Os objetivos da nova ciência são nobres: inventar remédios para doenças negligenciadas como a malária, reduzir o uso de herbicidas, despoluir o ambiente. Apesar de todo o entusiasmo, por enquanto há poucos resultados concretos. Os BioBricks têm sido usados em experiências simples apenas para demonstrar a validade do conceito. Mas os progressos nessa área são rápidos. Rob Carlson, pesquisador da Universidade de Washington, acredita que a evolução das técnicas tornará possível, até o final da década, sintetizar uma amostra do tamanho de todo o genoma humano em um único dia.

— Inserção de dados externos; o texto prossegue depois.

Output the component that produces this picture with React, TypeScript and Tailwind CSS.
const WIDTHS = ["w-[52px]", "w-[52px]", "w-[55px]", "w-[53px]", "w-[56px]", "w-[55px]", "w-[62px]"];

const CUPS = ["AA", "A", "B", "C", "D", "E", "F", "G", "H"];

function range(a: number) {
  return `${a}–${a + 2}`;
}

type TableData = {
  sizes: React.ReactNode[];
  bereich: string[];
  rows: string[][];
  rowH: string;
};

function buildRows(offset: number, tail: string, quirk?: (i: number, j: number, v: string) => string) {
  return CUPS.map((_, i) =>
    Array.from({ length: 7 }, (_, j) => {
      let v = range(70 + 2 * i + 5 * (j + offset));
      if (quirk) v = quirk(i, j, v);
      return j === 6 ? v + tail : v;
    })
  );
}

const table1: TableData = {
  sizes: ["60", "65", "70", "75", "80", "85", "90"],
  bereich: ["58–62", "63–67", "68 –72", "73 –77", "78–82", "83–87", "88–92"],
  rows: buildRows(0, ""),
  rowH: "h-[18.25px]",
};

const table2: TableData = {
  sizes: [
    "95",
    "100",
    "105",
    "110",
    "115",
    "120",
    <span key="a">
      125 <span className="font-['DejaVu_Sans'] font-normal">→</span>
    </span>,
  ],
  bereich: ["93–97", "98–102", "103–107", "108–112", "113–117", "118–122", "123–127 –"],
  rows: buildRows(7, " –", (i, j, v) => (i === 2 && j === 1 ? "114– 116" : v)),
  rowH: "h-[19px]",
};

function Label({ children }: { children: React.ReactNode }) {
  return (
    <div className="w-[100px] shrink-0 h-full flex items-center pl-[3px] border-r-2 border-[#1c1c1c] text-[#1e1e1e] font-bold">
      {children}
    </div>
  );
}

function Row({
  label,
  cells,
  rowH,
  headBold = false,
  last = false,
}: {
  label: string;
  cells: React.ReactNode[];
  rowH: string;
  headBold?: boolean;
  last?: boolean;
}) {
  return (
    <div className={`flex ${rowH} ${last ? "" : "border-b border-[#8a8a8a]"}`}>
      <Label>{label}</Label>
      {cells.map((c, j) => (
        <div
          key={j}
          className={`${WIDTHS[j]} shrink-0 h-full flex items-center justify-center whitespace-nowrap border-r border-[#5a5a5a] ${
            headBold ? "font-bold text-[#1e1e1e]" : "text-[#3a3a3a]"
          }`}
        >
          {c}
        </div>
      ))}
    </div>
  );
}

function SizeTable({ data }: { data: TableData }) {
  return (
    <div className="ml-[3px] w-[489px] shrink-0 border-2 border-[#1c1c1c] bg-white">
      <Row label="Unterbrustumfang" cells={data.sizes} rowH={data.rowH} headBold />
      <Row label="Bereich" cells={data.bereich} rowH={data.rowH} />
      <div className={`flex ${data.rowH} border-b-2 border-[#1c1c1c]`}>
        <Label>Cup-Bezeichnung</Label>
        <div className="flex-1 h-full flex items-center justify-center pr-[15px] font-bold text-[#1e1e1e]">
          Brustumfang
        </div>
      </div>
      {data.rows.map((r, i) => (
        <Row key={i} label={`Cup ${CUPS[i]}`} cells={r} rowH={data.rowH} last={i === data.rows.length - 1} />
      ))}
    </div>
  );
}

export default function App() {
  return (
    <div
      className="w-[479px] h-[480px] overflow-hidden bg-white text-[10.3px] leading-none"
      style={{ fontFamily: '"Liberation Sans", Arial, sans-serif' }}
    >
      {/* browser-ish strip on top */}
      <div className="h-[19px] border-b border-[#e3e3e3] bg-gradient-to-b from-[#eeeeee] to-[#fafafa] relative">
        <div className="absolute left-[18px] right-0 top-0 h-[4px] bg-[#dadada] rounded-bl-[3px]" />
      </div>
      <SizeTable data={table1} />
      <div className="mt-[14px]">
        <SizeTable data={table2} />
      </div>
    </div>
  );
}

"Ainda não há muitos dados disponíveis", afirma J. Craig Venter, presidente do instituto de mesmo nome em Rockville, em Maryland. Em 1998, o controverso Venter decidiu decifrar o genoma humano e se lançou em uma competição com o Human Genome Project, bancado com dinheiro público. O cientista está envolvido em nova polêmica. Em vez de analisar genes, agora ele está sintetizando genomas. Ele diz que está criando o "genoma mínimo". Trata-se do conjunto de genes de uma bactéria feito em laboratório. O genoma dela é composto da menor quantidade possível de genes necessários para a manutenção da vida. Um material como esse apresenta duas vantagens para quem lida com biologia sintética. Primeira: é fácil de ser feito porque é pequeno. Segunda: não seria capaz de sobreviver fora do laboratório e, portanto, ofereceria pouco risco de ser usado como arma biológica.

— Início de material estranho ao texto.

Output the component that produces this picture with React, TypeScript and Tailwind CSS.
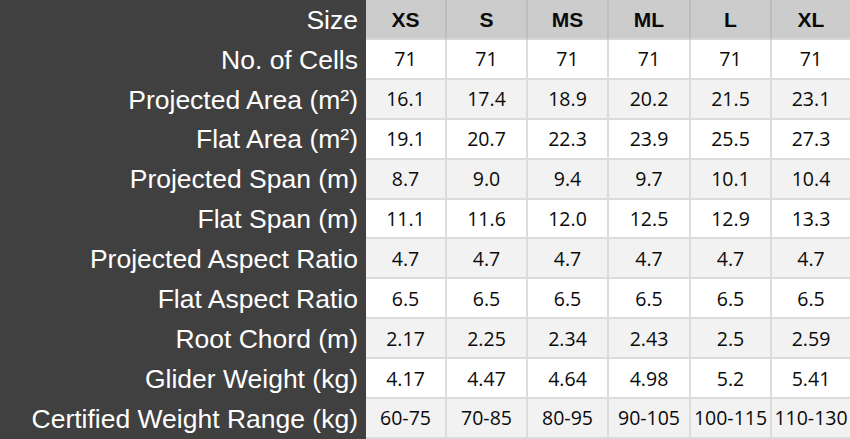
import React from "react";

const sizes = ["XS", "S", "MS", "ML", "L", "XL"];
const rows: { label: React.ReactNode; values: string[] }[] = [
  { label: "No. of Cells", values: ["71", "71", "71", "71", "71", "71"] },
  { label: "Projected Area (m²)", values: ["16.1", "17.4", "18.9", "20.2", "21.5", "23.1"] },
  { label: "Flat Area (m²)", values: ["19.1", "20.7", "22.3", "23.9", "25.5", "27.3"] },
  { label: "Projected Span (m)", values: ["8.7", "9.0", "9.4", "9.7", "10.1", "10.4"] },
  { label: "Flat Span (m)", values: ["11.1", "11.6", "12.0", "12.5", "12.9", "13.3"] },
  { label: "Projected Aspect Ratio", values: ["4.7", "4.7", "4.7", "4.7", "4.7", "4.7"] },
  { label: "Flat Aspect Ratio", values: ["6.5", "6.5", "6.5", "6.5", "6.5", "6.5"] },
  { label: "Root Chord (m)", values: ["2.17", "2.25", "2.34", "2.43", "2.5", "2.59"] },
  { label: "Glider Weight (kg)", values: ["4.17", "4.47", "4.64", "4.98", "5.2", "5.41"] },
  { label: "Certified Weight Range (kg)", values: ["60-75", "70-85", "80-95", "90-105", "100-115", "110-130"] },
];

const labelCls =
  "bg-[#404040] text-white text-[26.5px] leading-none flex items-center justify-end pr-[8px] whitespace-nowrap [font-family:'Liberation_Sans',Arial,sans-serif]";

export default function App() {
  return (
    <div className="w-[850px] h-[439px] overflow-hidden bg-white">
      <div className="grid grid-cols-[366px_79px_81px_81px_82px_81px_80px] grid-rows-[repeat(11,1fr)] h-[439px]">
        <div className={labelCls}>Size</div>
        {sizes.map((s, i) => (
          <div
            key={s}
            className={`bg-[#cccccc] flex items-center justify-center pt-[2px] text-[21px] font-bold text-[#0a0a0a] [font-family:'Liberation_Sans',Arial,sans-serif] border-b-2 border-[#d6d6d6] ${i > 0 ? "border-l-2 border-l-[#bdbdbd]" : ""}`}
          >
            {s}
          </div>
        ))}
        {rows.map((r, ri) => (
          <React.Fragment key={ri}>
            <div className={labelCls}>{r.label}</div>
            {r.values.map((v, ci) => (
              <div
                key={ci}
                className={`${ri % 2 === 0 ? "bg-white" : "bg-[#f2f2f2]"} flex items-center justify-center text-[19.5px] text-[#0a0a0a] [font-family:'Open_Sans',sans-serif] border-b-2 border-[#dcdcdc] ${ci > 0 ? "border-l-2" : ""}`}
              >
                {v}
              </div>
            ))}
          </React.Fragment>
        ))}
      </div>
    </div>
  );
}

Não existe tecnologia livre de perigos, mas os da biologia são enormes. Afinal, a matéria-prima é cultivada. Pode se reproduzir e fugir do controle. Quanto mais a informação genética se multiplica e o custo dos equipamentos cai, mais surgem "biohackers", gente que rouba dados biológicos depositados em bancos internacionais. Na maioria das vezes, com o simples objetivo de fazer arruaça, mas em outras com intenção criminosa. Os próprios especialistas decidiram organizar debates públicos para criar um código de ética e medidas de segurança para o setor. Uma das idéias é fazer um registro de todos os profissionais que lidam com esse tipo de material. Outro projeto prevê a inclusão de alterações nas "peças de DNA". Elas poderiam se autodestruir caso fossem retiradas do ambiente de pesquisa.

A preocupação é justificável. Com um equipamento de segunda mão e US$ 50 mil é possível botar para funcionar um laboratório caseiro de biotecnologia. O número de pessoas que lidam com esse ramo da ciência por hobby ainda é pequeno. Mas tende a crescer. Não faltam jovens graduados em Biologia que saem das universidades com treinamento e a esperança de tornar-se milionários da biotecnologia a partir de empreendimentos caseiros. É o caso da Agribiotics, empresa de biotecnologia aplicada à agricultura, que foi vendida recentemente por US$ 24 milhões. Ela nasceu no porão de uma casa de família.

Todo o ramo da biologia sintética é embrionário. Mas já atrai investimentos altos, do governo americano e de universidades de ponta. Se for bem-sucedido, uma das conseqüências será tornar menos nítida a fronteira entre o que é vida e o que não é. Outra conseqüência pode ser o salto da revolução digital para a revolução biológica. Os carros só se tornaram populares no mundo depois que o engenheiro americano Henry Ford inventou um modo de produzi-los em massa. Foi a linha de montagem clássica. Os computadores também só se popularizaram depois da invenção do chip. O que inspira os cientistas ligados à biologia sintética é a chance de uma evolução similar. Com os BioBricks, seria possível produzir não apenas remédios mais eficientes e mais baratos. Também materiais industriais, e até fontes de energia, como o etanol.